7 – Pac-Man (waka waka)
Snatching someone else’s satellite out of orbit would be an act of war. And difficult, because you don’t know where it’s CG is or how much damage it’ll take by being bounced around on re-entry. And why do you need your snatch machine to sit on orbit for a year? You can always just launch it when you need it.
8 – Manned spacecraft wannabe
Except they already built the full-size version (that flying pink elephant, the Space Shuttle), and this one doesn’t carry anybody. And a Dragon will be way cheaper, and NASA is already funding that. Not to mention Orion (oops… too late, I mentioned it. It’ll probably never fly anyway.) And, of course, they’ll have trouble getting even one brave soul to sit in a space the size of a pickup truck bed for a year (let alone finding room for oxygen, water, and food for that duration).
So what’s it for, then?
OK, here’s my theory. It’s a spy satellite full of disk drives.

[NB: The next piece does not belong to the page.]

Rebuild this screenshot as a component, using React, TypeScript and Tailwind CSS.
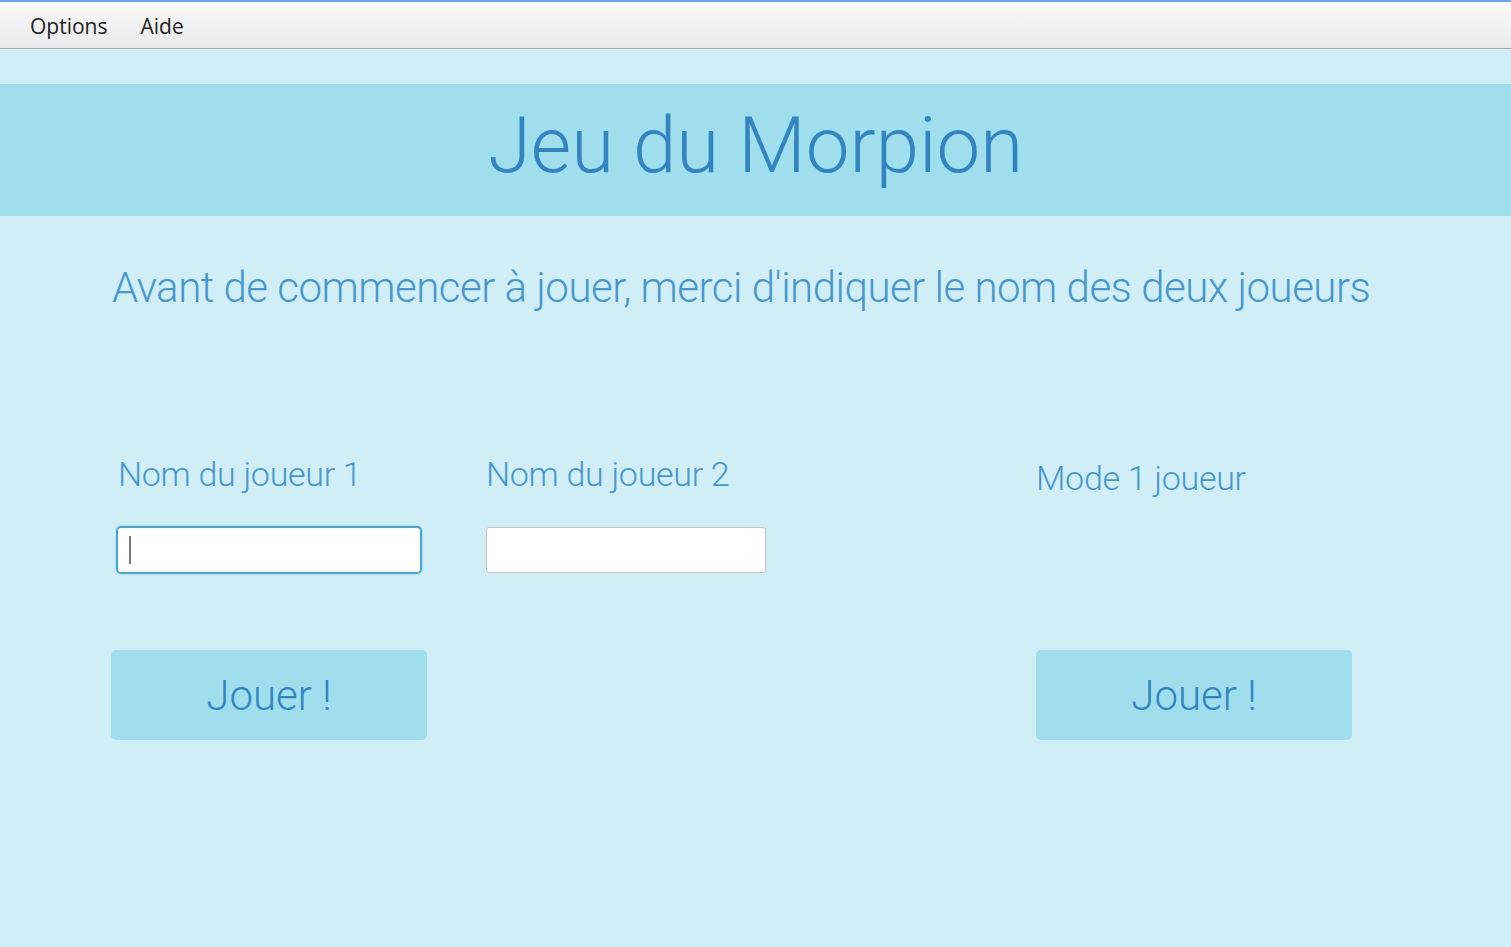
export default function App() {
  return (
    <div className="w-[1511px] h-[947px] bg-[#d1eef6] flex flex-col overflow-hidden" style={{ fontFamily: "Roboto, 'Open Sans', sans-serif" }}>
      <div className="h-[49px] shrink-0 border-t-2 border-t-[#6fa6e6] border-b border-b-[#a9a9a9] bg-gradient-to-b from-[#fbfbfb] to-[#e9e9e9] flex items-center gap-[33px] pl-[30px] pt-[3px] text-[21px] text-[#222]" style={{ fontFamily: "'Open Sans', sans-serif" }}>
        <span>Options</span>
        <span>Aide</span>
      </div>
      <div className="mt-[35px] h-[132px] bg-[#9fdfed] flex items-center justify-center">
        <h1 className="text-[78px] font-light text-[#3584c2] leading-none -mt-[8px]">Jeu du Morpion</h1>
      </div>
      <p className="mt-[46px] pl-[112px] text-[42px] font-light text-[#4598cf] tracking-[-0.5px] leading-[52px]">
        Avant de commencer à jouer, merci d'indiquer le nom des deux joueurs
      </p>
      <div className="mt-[140px] flex pl-[116px]">
        <div className="w-[370px] flex flex-col">
          <label className="text-[34px] font-light text-[#4598cf] tracking-[-0.3px] leading-[40px] pl-[2px]">Nom du joueur 1</label>
          <div className="relative mt-[32px] w-[306px] h-[48px]">
            <input autoFocus className="w-full h-full bg-white rounded-[5px] border-2 border-[#4aa8d8] shadow-[0_0_2px_#7cc4e8] outline-none px-[12px] text-[24px] caret-transparent" />
            <span className="absolute left-[13px] top-[10px] w-[2px] h-[28px] bg-[#777]" />
          </div>
          <button className="mt-[76px] -ml-[5px] w-[316px] h-[90px] rounded-[5px] bg-[#9fdfed] text-[42px] font-light text-[#3584c2]">Jouer !</button>
        </div>
        <div className="w-[550px] flex flex-col">
          <label className="text-[34px] font-light text-[#4598cf] tracking-[-0.3px] leading-[40px]">Nom du joueur 2</label>
          <input className="mt-[33px] w-[280px] h-[46px] bg-white rounded-[3px] border border-[#c4c4c4] outline-none px-[12px] text-[24px]" />
        </div>
        <div className="flex flex-col">
          <label className="mt-[4px] text-[34px] font-light text-[#4598cf] tracking-[-0.3px] leading-[40px]">Mode 1 joueur</label>
          <button className="mt-[152px] w-[316px] h-[90px] rounded-[5px] bg-[#9fdfed] text-[42px] font-light text-[#3584c2]">Jouer !</button>
        </div>
      </div>
    </div>
  );
}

The payload bay has some sensors, probably high-resolution cameras; maybe other things too. The rest of the payload is disk drives.
The X-37B collects data (pictures, maybe sigint, maybe other things), and stores it on the disk drives. Every so often it changes orbits in order to be able to look at some particular thing at particular times (or just to keep the other guy guessing). Once the disk drives are full (a year or so), or sooner if the data is needed on the ground sooner, it lands.

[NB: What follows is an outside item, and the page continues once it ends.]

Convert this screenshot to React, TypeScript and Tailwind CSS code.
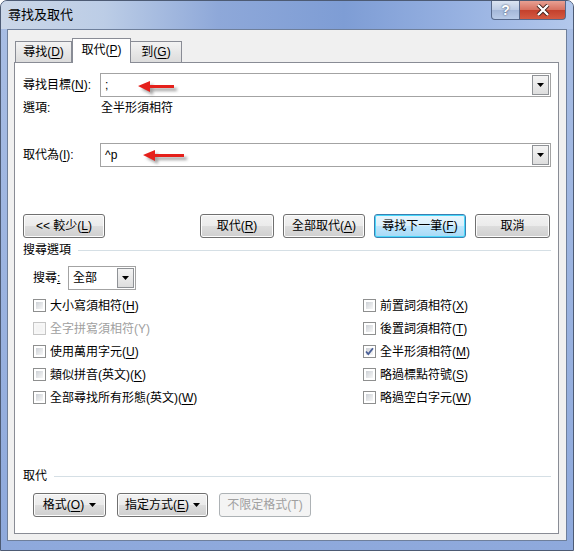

It lands so that the data on the disk drives can be read off.
Why not just radio the data down? Because there is way, way, too much of it.
Suppose the payload bay is 4 x 8 x 3 meters (roughly a full-size pickup truck bed). That’s 96 cubic meters (96 million cc). A 3.5″ hard drive is 101.6 x 25.4 x 146 millimeters, that’s 377 cc. So there’s enough room for about 250,000 drives. Figure a tenth of that after allowing room for the sensors, power supplies, and cooling (cooling is a big deal in space). 25,000 drives at 3 TBytes each is 73 petabytes. (BTW, that’s about $2.5M worth of disk drives; peanuts for the DoD.)

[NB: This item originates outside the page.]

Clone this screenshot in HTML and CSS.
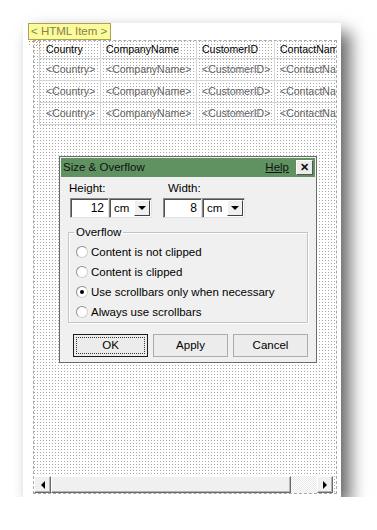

73 petabytes over a year is 25 gigabits/second. That’s 24×7, including when not over a convenient ground station.
How does that compare with the bandwidth available for a satellite downlink? I don’t know exactly, but the whole X-band is only 500 MHz, as is the Ku band. The Ka band is 2.5 GHz. That’s the whole band. You do the numbers.
[Edit, March 2013: There’s a mistake in the numbers above – a pickup bed is about 4 x 8 x 3 feet, not meters. But on further thought the X-37B is almost certainly using SSDs instead of rotating media, and the density of that is a lot higher. So I think the two mistakes roughly cancel out, without changing the conclusion.]
What can you do with that?
The Earth’s surface area is 510 million square kilometers (about a third of that is land). Let’s assume 24 bits/pixel (you can divide that up into bands as you like). Unless I made a mistake in the math, 73 petabytes is enough for pixels 40 centimeters on a side, of the whole planet.
Or, somewhat bigger pixels, but multiple copies in the disk drives, so hardware on-board the spacecraft can compare old images against new ones, and identify differences. You get the idea.
Makes Google Earth look kinda…lame.
[Disclaimer: This is just a guess; I have no inside info. Just imagination and a calculator.]